For years, I was convinced there was some ancient, unknowable secret. But after dozens of trials in my own kitchen, I pinpointed the real magic. It’s not a rare ingredient; it’s the *violence* of the steam. You need a furious, rolling boil before the batter even enters the steamer. Why? This immediate, intense heat shock is what forces the cake to expand rapidly and burst open into a perfect, celebratory bloom.
This discovery changed everything. This recipe isn’t just a list of ingredients; it’s a cultural map. I’m going to guide you, step-by-step, to create a flawless, fluffy, and deeply meaningful Chinese Prosperity Cake, or *Fa Gao* (发糕). You will not only master the technique but also understand the beautiful story of prosperity and good fortune baked into every bite.
Recipe Card
| Course | Dessert, Snack, Breakfast |
| Cuisine | Chinese, Asian |
| Featuring | Steamed Cake, Lunar New Year, Rice Flour, Good Luck Food, Soft & Fluffy |
| Prep Time | 15 minutes |
| Cook Time | 25 minutes |
| Total Time | 40 minutes |
| Servings | 6 cakes |
| Calories | 185 kcal |
| Author | Silas |
Ingredients
- 1 cup rice flour (regular, not glutinous)

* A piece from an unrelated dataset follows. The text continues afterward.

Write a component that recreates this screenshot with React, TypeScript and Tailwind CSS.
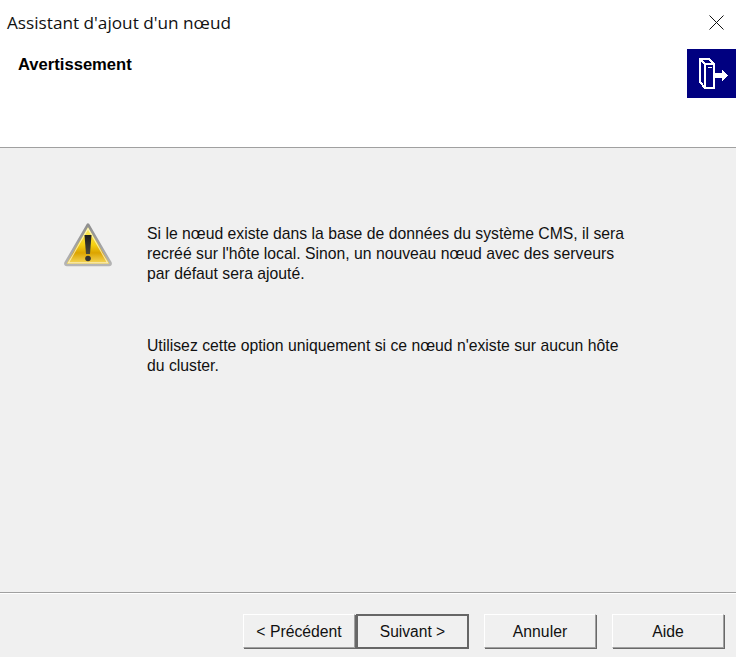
import React from 'react';

const WarningIcon = () => (
  <svg width="50" height="46" viewBox="0 0 50 46">
    <defs>
      <linearGradient id="warnFill" x1="0" y1="0" x2="0" y2="1">
        <stop offset="0" stopColor="#fdf27a" />
        <stop offset="0.5" stopColor="#f4d012" />
        <stop offset="0.7" stopColor="#dca400" />
        <stop offset="1" stopColor="#f8de66" />
      </linearGradient>
      <linearGradient id="warnEdge" x1="0" y1="0" x2="0" y2="1">
        <stop offset="0" stopColor="#8f8f8f" />
        <stop offset="1" stopColor="#b5b5b5" />
      </linearGradient>
      <linearGradient id="warnMark" x1="0" y1="0" x2="0" y2="1">
        <stop offset="0" stopColor="#1c1c1c" />
        <stop offset="1" stopColor="#4a4a3a" />
      </linearGradient>
    </defs>
    <path d="M25 2.5 L47.5 41 Q48 43 46 43 L4 43 Q2 43 2.5 41 Z" fill="url(#warnFill)" stroke="url(#warnEdge)" strokeWidth="2.6" strokeLinejoin="round" />
    <path d="M25 6.5 L44.5 40.8 L5.5 40.8 Z" fill="none" stroke="#ffffff" strokeOpacity="0.6" strokeWidth="1.1" />
    <path d="M21.5 13 L28.5 13 L27 32 L23 32 Z" fill="url(#warnMark)" />
    <circle cx="25" cy="36.5" r="2.8" fill="#333" />
  </svg>
);

const NodeIcon = () => (
  <svg width="49" height="49" viewBox="0 0 49 49" shapeRendering="crispEdges">
    <rect width="49" height="49" fill="#000080" />
    <path d="M13 10 H22 L27 15 V39 H18 L13 33 Z" fill="none" stroke="#fff" strokeWidth="2" />
    <path d="M18 39 V15 H27 M13 10 L18 15" fill="none" stroke="#fff" strokeWidth="2" />
    <rect x="21" y="18" width="4" height="1" fill="#fff" />
    <path d="M28 24 H35 V21 L41 26.5 L35 32 V29 H28 Z" fill="#fff" />
  </svg>
);

const WizardButton = ({ label, primary = false }: { label: string; primary?: boolean }) => (
  <button
    className={
      primary
        ? 'h-[35px] w-[113px] bg-[#f0f0f0] border-2 border-[#666666] text-[15.6px] text-[#111]'
        : 'h-[34px] w-[112px] pt-[1px] bg-[#f0f0f0] border border-t-white border-l-white border-r-[#a0a0a0] border-b-[#a0a0a0] shadow-[1px_1px_0_#696969] text-[15.75px] text-[#111]'
    }
  >
    {label}
  </button>
);

export default function App() {
  return (
    <div className="w-[736px] h-[657px] flex flex-col bg-[#f0f0f0] overflow-hidden font-['Liberation_Sans',Arial,sans-serif] text-black">
      <div className="relative h-[148px] shrink-0 bg-white border-b border-[#a0a0a0]">
        <div className="pl-[7px] pt-[11px] text-[17.2px] leading-[24px] text-[#111] font-['Open_Sans','Noto_Sans',sans-serif]">
          Assistant d'ajout d'un nœud
        </div>
        <div className="pl-[18px] pt-[20px] text-[16.6px] leading-[20px] font-bold">Avertissement</div>
        <svg className="absolute left-[709px] top-[15px]" width="15" height="15" viewBox="0 0 15 15">
          <path d="M0.5 0.5 L14.5 14.5 M14.5 0.5 L0.5 14.5" stroke="#111" strokeWidth="1" />
        </svg>
        <div className="absolute left-[687px] top-[49px]">
          <NodeIcon />
        </div>
      </div>

      <div className="flex-1 flex pl-[63px] pt-[74px]">
        <div className="w-[84px] shrink-0">
          <WarningIcon />
        </div>
        <div className="w-[490px] text-[15.75px] leading-[20px] text-[#111] pt-[2px]">
          <p>
            Si le nœud existe dans la base de données du système CMS, il sera recréé sur l'hôte local. Sinon, un nouveau
            nœud avec des serveurs par défaut sera ajouté.
          </p>
          <p className="mt-[52px]">
            Utilisez cette option uniquement si ce nœud n'existe sur aucun hôte du cluster.
          </p>
        </div>
      </div>

      <div className="h-[65px] shrink-0 border-t border-[#a0a0a0] shadow-[inset_0_1px_0_#fff] flex items-start pl-[243px] pt-[21px]">
        <WizardButton label="< Précédent" />
        <div className="ml-[1px]">
          <WizardButton label="Suivant >" primary />
        </div>
        <div className="ml-[15px]">
          <WizardButton label="Annuler" />
        </div>
        <div className="ml-[16px]">
          <WizardButton label="Aide" />
        </div>
      </div>
    </div>
  );
}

- 1/2 cup all-purpose flour
- 1/2 cup granulated sugar
- 1.5 tsp baking powder (double-acting)
- 1/4 tsp instant yeast
- 3/4 cup boiling water
- 1/4 cup warm water (about 110°F / 43°C)
- 1 tbsp neutral oil (like canola or avocado oil)
- A few drops of red food coloring (optional, for festive color)
For the ingredients, precision is key. Use regular white rice flour (often sold in a red-lettered bag by brands like Erawan), not glutinous or sweet rice flour, which will result in a chewy, mochi-like texture. The boiling water is non-negotiable; it’s what gelatinizes the starches for that unique soft, yet structured crumb.
Instructions
- Prepare your station. Lightly grease 6 small ceramic teacups, ramekins, or silicone muffin liners. Fill a large pot or wok with 2-3 inches of water, place a steaming rack inside, and bring it to a furious, rolling boil over high heat. The lid should be rattling with steam.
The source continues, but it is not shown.